(Entries with page source code)

※ ※ ※

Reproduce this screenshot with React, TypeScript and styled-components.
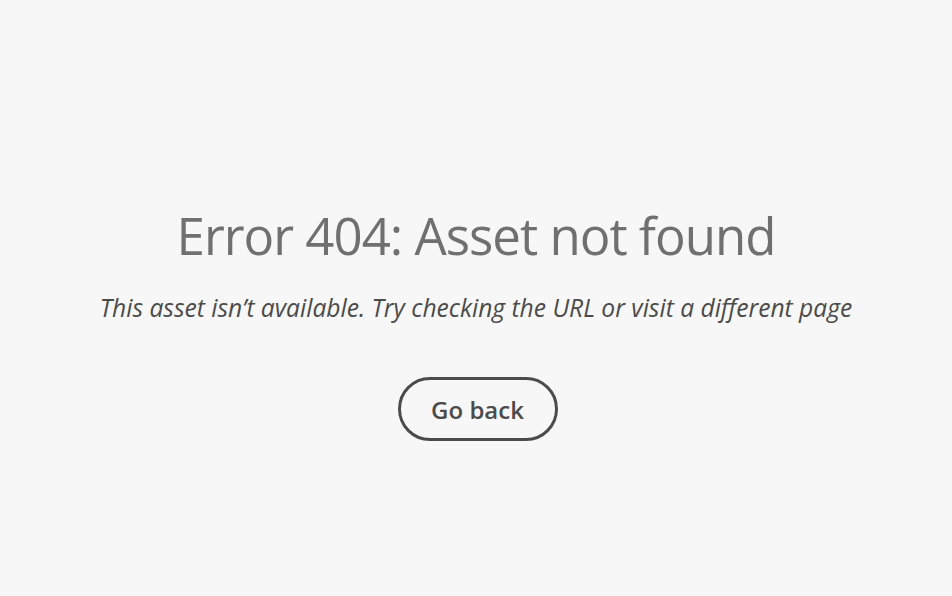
import styled, { createGlobalStyle } from "styled-components";

const GlobalStyle = createGlobalStyle`
  html, body {
    margin: 0;
    padding: 0;
    background: #f7f7f7;
  }
  body {
    font-family: "Open Sans", "Noto Sans", sans-serif;
  }
`;

const Page = styled.main`
  width: 100vw;
  height: 100vh;
  display: flex;
  flex-direction: column;
  align-items: center;
  padding-top: 203px;
  box-sizing: border-box;
  background: #f7f7f7;
`;

const Title = styled.h1`
  margin: 0;
  font-size: 51px;
  line-height: 64px;
  font-weight: 400;
  color: #707070;
  letter-spacing: -1px;
`;

const Subtitle = styled.p`
  margin: 25px 0 0;
  font-size: 24.6px;
  line-height: 32px;
  font-style: italic;
  color: #4b4b4b;
`;

const BackButton = styled.button`
  margin: 53px 0 0 3px;
  width: 160px;
  height: 64px;
  border: 3px solid #4b4b4b;
  border-radius: 32px;
  background: transparent;
  color: #4b4b4b;
  font-family: inherit;
  font-size: 24px;
  font-weight: 600;
  cursor: pointer;
  box-sizing: border-box;
`;

export default function App() {
  return (
    <>
      <GlobalStyle />
      <Page>
        <Title>Error 404: Asset not found</Title>
        <Subtitle>This asset isn’t available. Try checking the URL or visit a different page</Subtitle>
        <BackButton>Go back</BackButton>
      </Page>
    </>
  );
}
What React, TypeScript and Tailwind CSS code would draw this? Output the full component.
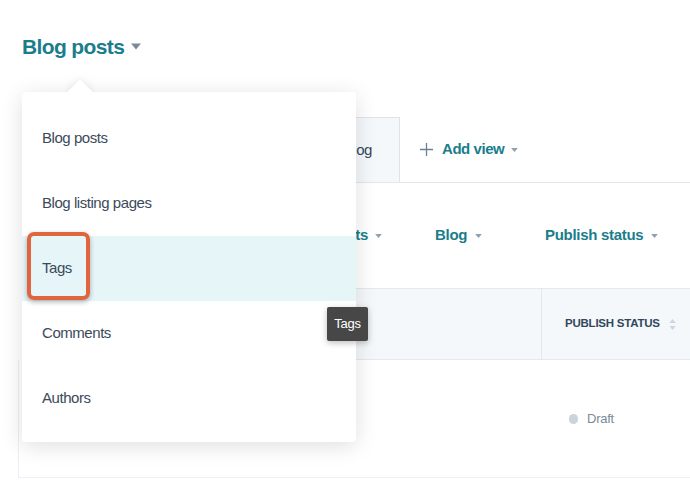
import React from 'react';

const font = { fontFamily: "'Liberation Sans', Arial, sans-serif" };

function Caret({ className = '' }: { className?: string }) {
  return (
    <svg viewBox="0 0 10 6" className={className} fill="currentColor">
      <path d="M0 0 L10 0 L5 6 Z" />
    </svg>
  );
}

const menuItems = ['Blog posts', 'Blog listing pages', 'Tags', 'Comments', 'Authors'];

export default function App() {
  return (
    <div className="relative w-[690px] h-[490px] overflow-hidden bg-white" style={font}>
      {/* page behind the menu */}
      <header className="h-[92px] flex items-center pl-[22px]">
        <h1 className="text-[21px] font-bold text-[#1a7d8b] tracking-[-0.03em] leading-none">Blog posts</h1>
        <Caret className="w-[10px] h-[7px] ml-[7px] mt-[1px] text-[#7c8a99]" />
      </header>

      <div className="ml-[22px] h-[91px] pt-[25px] flex items-stretch border-b border-[#e3e8ee]">
        <div className="w-[378px] bg-[#f5f8fa] border border-b-0 border-[#dfe3eb] flex items-center justify-end pr-[27px] text-[15px] tracking-[-0.03em] text-[#33475b]">
          Blog
        </div>
        <div className="flex items-center ml-[20px] text-[#1a7d8b]">
          <svg viewBox="0 0 14 14" className="w-[13px] h-[13px] text-[#6b8198]" stroke="currentColor" strokeWidth="1.4">
            <path d="M7 0 V14 M0 7 H14" />
          </svg>
          <span className="ml-[9px] text-[15px] font-bold tracking-[-0.03em]">Add view</span>
          <Caret className="w-[7px] h-[4px] ml-[7px] text-[#8fa0b2]" />
        </div>
      </div>

      <div className="ml-[18px] h-[105px] flex items-center text-[15px] font-bold tracking-[-0.02em] text-[#1a7d8b]">
        <div className="w-[417px] flex items-center justify-end pr-[53px]">
          <span>Posts</span>
          <Caret className="w-[7px] h-[4px] ml-[7px] text-[#8fa0b2]" />
        </div>
        <div className="w-[110px] flex items-center">
          <span>Blog</span>
          <Caret className="w-[7px] h-[4px] ml-[8px] text-[#8fa0b2]" />
        </div>
        <div className="flex items-center">
          <span>Publish status</span>
          <Caret className="w-[7px] h-[4px] ml-[8px] text-[#8fa0b2]" />
        </div>
      </div>

      <div className="ml-[18px]">
        <div className="ml-[4px] h-[72px] flex bg-[#f5f8fa] border-y border-[#e3e8ee]">
          <div className="w-[520px] border-r border-[#e3e8ee]" />
          <div className="flex items-center pl-[23px]">
            <span className="whitespace-nowrap text-[11.5px] font-bold uppercase tracking-[-0.02em] text-[#33475b]">Publish status</span>
            <div className="ml-[9px] flex flex-col gap-[3px] text-[#cbd6e2]">
              <svg viewBox="0 0 8 5" className="w-[7px] h-[4px]" fill="currentColor"><path d="M0 5 L8 5 L4 0 Z" /></svg>
              <svg viewBox="0 0 8 5" className="w-[7px] h-[4px]" fill="currentColor"><path d="M0 0 L8 0 L4 5 Z" /></svg>
            </div>
          </div>
        </div>
        <div className="h-[118px] flex border-l border-b border-[#eaf0f6]">
          <div className="w-[523px]" />
          <div className="flex items-center pl-[27px]">
            <span className="w-[9px] h-[10px] rounded-full bg-[#cbd3dc]" />
            <span className="ml-[9px] text-[13px] tracking-[-0.02em] text-[#7c8a99]">Draft</span>
          </div>
        </div>
      </div>

      {/* dropdown menu */}
      <div className="absolute left-[22px] top-[92px] w-[334px] h-[350px] rounded-[4px] shadow-[0_4px_22px_rgba(0,0,0,0.13)]">
        <div className="absolute left-[49px] top-[-9px] w-[18px] h-[18px] rotate-45 bg-white shadow-[0_0_8px_rgba(0,0,0,0.1)]" />
        <div className="absolute inset-0 rounded-[4px] bg-white pt-[14px]">
          {menuItems.map((item) => (
            <div
              key={item}
              className={`relative h-[65px] flex items-center pl-[20px] text-[15px] tracking-[-0.03em] text-[#3b4a5a] ${item === 'Tags' ? 'bg-[#e5f5f8]' : ''}`}
            >
              {item}
              {item === 'Tags' && (
                <div className="absolute left-[5px] top-[-4px] w-[63px] h-[68px] rounded-[7px] border-[4px] border-[#e0653f] shadow-[0_2px_5px_rgba(0,0,0,0.3)]" />
              )}
            </div>
          ))}
        </div>
      </div>

      {/* tooltip */}
      <div className="absolute left-[327px] top-[307px] w-[41px] h-[34px] flex items-center justify-center rounded-[2px] bg-[#474747] text-[13px] tracking-[-0.02em] text-white shadow-[0_2px_6px_rgba(0,0,0,0.25)]">
        Tags
      </div>
    </div>
  );
}
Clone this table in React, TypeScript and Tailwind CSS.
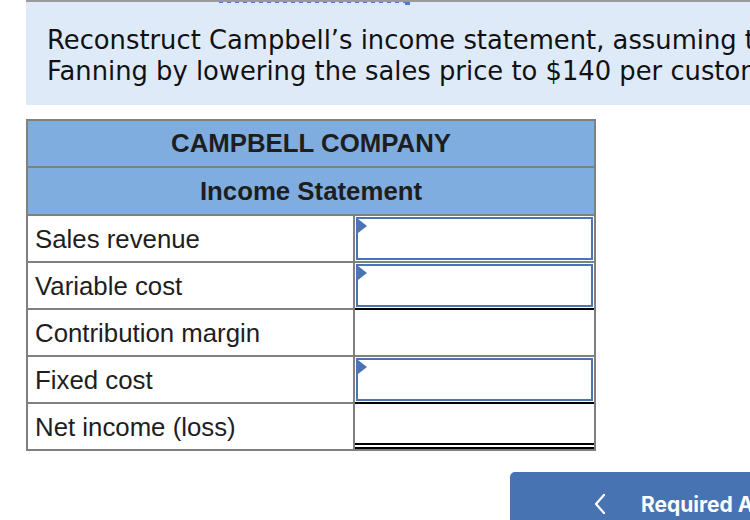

※ ※ ※

Find every line that holds "components" and copy it.

Reproduce this screenshot with React, TypeScript and styled-components.
import styled, { createGlobalStyle } from "styled-components";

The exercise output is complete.